DIRECTORATE OF CORRESPONDENCE COURSES

KURUKSHETRA UNIVERSITY

KURUKSHETRA

Master of Computer Applications (Part-II)

Paper No. MCA-DE-26 Writer: Sh. Rakesh Kumar

Lesson No. 8 Vetter: Dr. Ashok Kumar

Software Maintenance

The term software maintenance is used to describe the activities that occur following delivery of a software product to the customer. The maintenance phase of the system life cycle is the time period in which a software product performs useful works. Typically the development cycle for a system spans 1 to 2 years, while the maintenance phase spans 5 to 10 years.

In common speech, the term maintenance means to fix things that break or wear out. In software there is no wear and tear; it is either wrong from the beginning or we decide later that we want to do something different.

Maintenance activities involve making enhancement to system, adapting products to new environments, and correcting problems. Because changes are inevitable, a mechanism must be developed for evaluating, controlling and making modifications. The purpose of software maintenance is to preserve its value over time by enhancing the customer base, meeting additional requirements, making it easier to use and more efficient and employing newer technology.

Categories of Maintenance:

There is no reason to assume that changes will not be there. As the specification of computer system changes, external world changes, so must the system themselves. There are three different categories of software maintenance with very blurred distinctions between them:

1.  Corrective maintenance:

It is evident that it is virtually impossible to detect all the errors during the testing phase of the software. Those errors may occur during the operational use of the software. So corrective maintenance is concerned with fixing reported errors in the software. Coding errors are relatively cheap to correct. Design errors are more expensive as they may involve the rewriting of the several program components. Requirement errors are most expensive to repair because of the extensive system redesign, which may be necessary.

In the event of system failure due to an error, actions are taken to restore operations of the software system.

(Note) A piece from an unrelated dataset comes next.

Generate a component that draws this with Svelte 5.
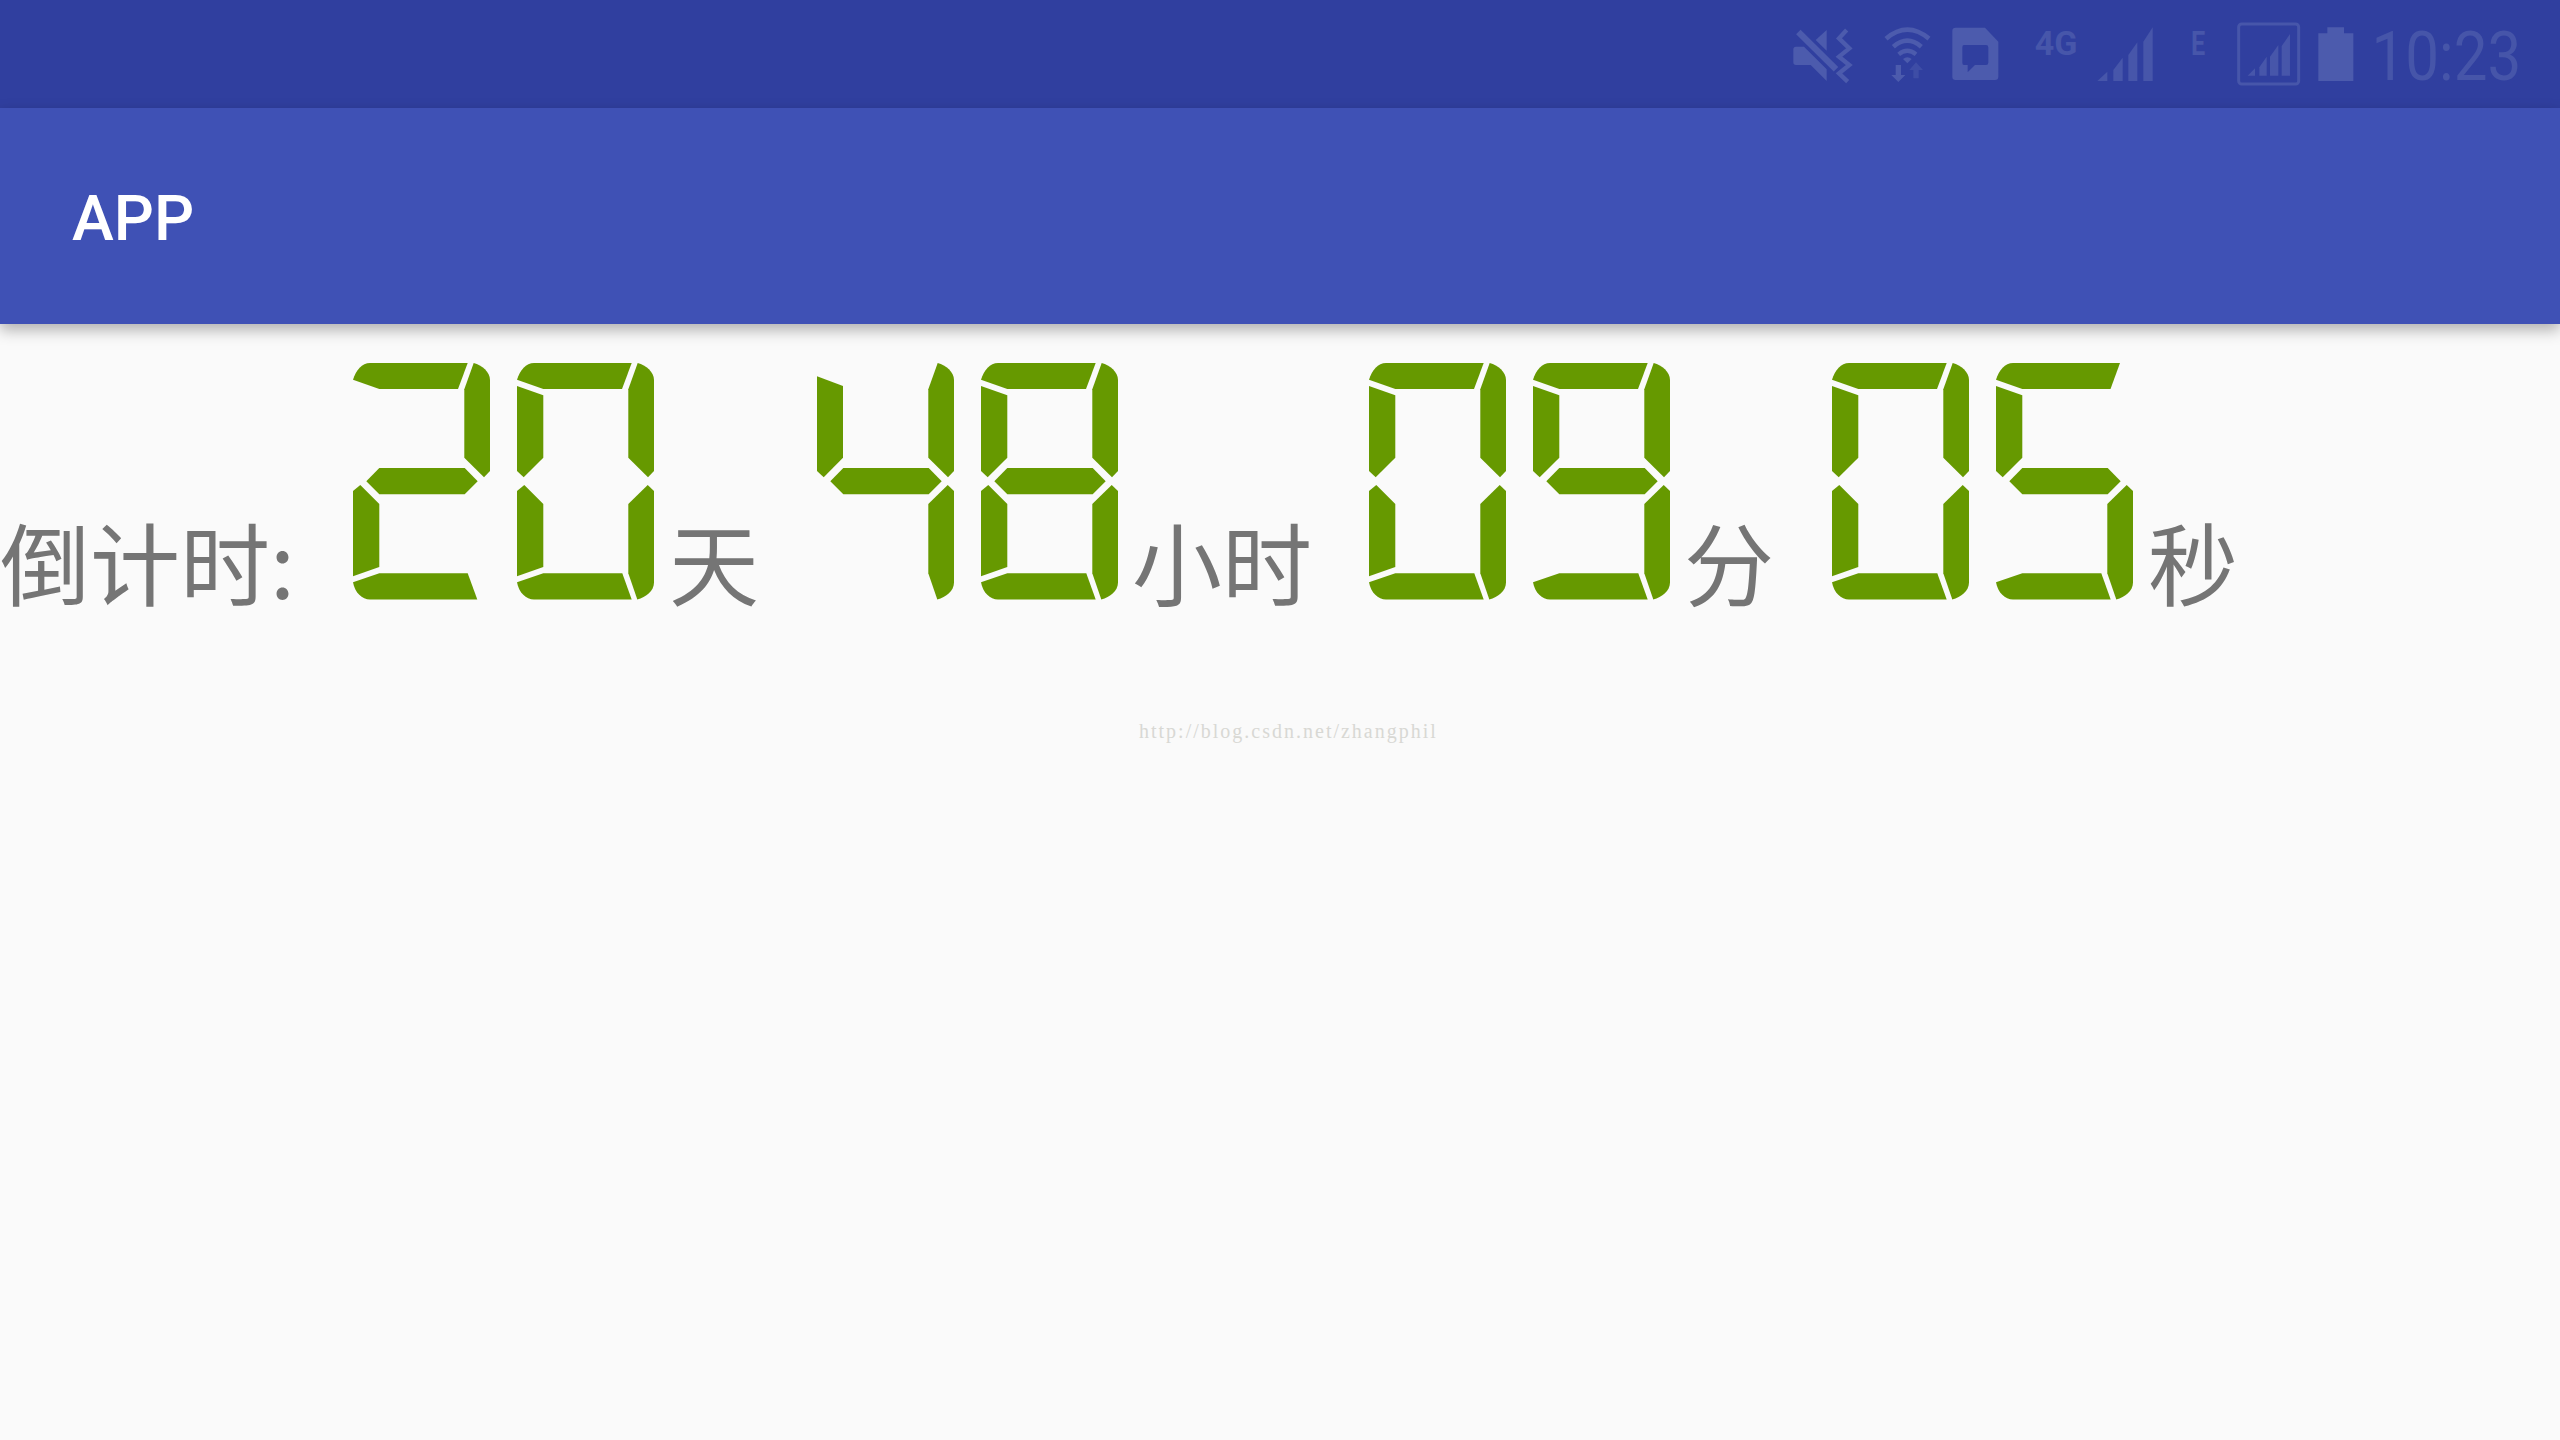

Due to the management pressure, sometime maintenance personnel use the emergence fix instead of following the proper maintenance process that results in an increased complexity of software and unforeseen ripple effects (i.e. a change in one part of a program may affect other sections of the software). This is often due to lack of time to carry out a thorough impact analysis before effecting the change.

2.  Adaptive maintenance:

Changes in the environment are inevitable. So whenever the environment changes, the software are to be modified to adapt it according to the environment. So adaptive maintenance means changing the software to some new environment such as a different hardware platform or use with a different operating system. The software functionality does not radically change. This type of maintenance includes any work initiated as a consequence of moving the software to a different hardware or a software platform-compiler, operating system or a new processor.

3.  Perfective maintenance

Perfective maintenance activities involve making enhancements to software products i.e. implementing new functional or non-functional system requirements, improving user displays and modes of interaction, upgrading external documents and internal documentation, or upgrading the performance characteristics of the system. These requirements are generated by software customers as their organization or business changes.

4.  Preventive maintenance:

There are long term effects of corrective, adaptive and perfective maintenance. This leads to increase in the software complexity, which reflects deteriorating structure. The work is required to be done to maintain it or to reduce it, if possible. This work may be termed as preventive maintenance. These activities include code restructuring,. Code optimzation, and documentation updating. The intention of these activities is to make program easier to understand and hence facilitating future maintenance. Due to a number of changes in the software the complexity of the source code can increase to an unmanageable level, so a complete restructuring of the code is required. Code optimization is performed to enable the program to run faster or to make more efficient use of storage. Updating user and system documentation is often necessary when any part of software is changed. The documents affected by the change should be modified to reflect the current state of the system.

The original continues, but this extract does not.